New Insight into an Old Puzzle - The Hofmeister Effect Revisited with AFM

Uri Sivan Jonathan Morag Matan Dishon
Physics and the Russell Berrie Nanotechnology Inst., Technion - Israel Institute of Technology, Haifa, Israel

Extensive measurements of the force acting between two approaching silica surfaces in solution as a function of pH, salt type, and salt concentration provide new insight into the way surface hydration governs specific cation adsorption to the surface and consequently affect surface charging and surface-surface interaction. The results disclose that cation adsorption to the surface is determined by the relative strength of bulk water hydrogen bonds compared with surface-water hydrogen bonds. At low pH, when the former are stronger than the latter, excess adsorption of chaotropic cations (normal Hofmeister series) takes place, leading to surface neutralization at intermediate salt concentrations and surface charge reversal at higher salt concentrations.
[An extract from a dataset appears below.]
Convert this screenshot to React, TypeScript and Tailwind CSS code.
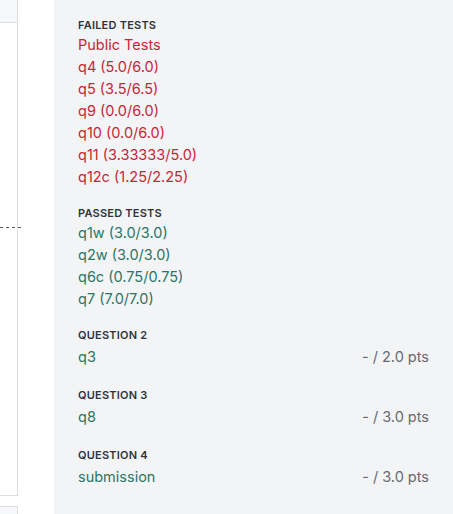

At high pH, surface deprotonation leads to the formation of a tight hydration layer that repels chaotropic ions from the surface and leads to the reversal of the Hofmeister series.  The normal Hofmeister effect is hence traced by our experiments to hydrophobic expulsion of chaotropes from solution to weakly hydrated surfaces while the reverse Hofmeister order is associated with strongly hydrated surfaces. These findings account for all the experimental data known to us, including overcharging by excess adsorption of chatropic cations (previously unexplained), the opposite Hofmeister order in high and low pzc oxides, and the reorientation of interfacial water molecules as a function of pH.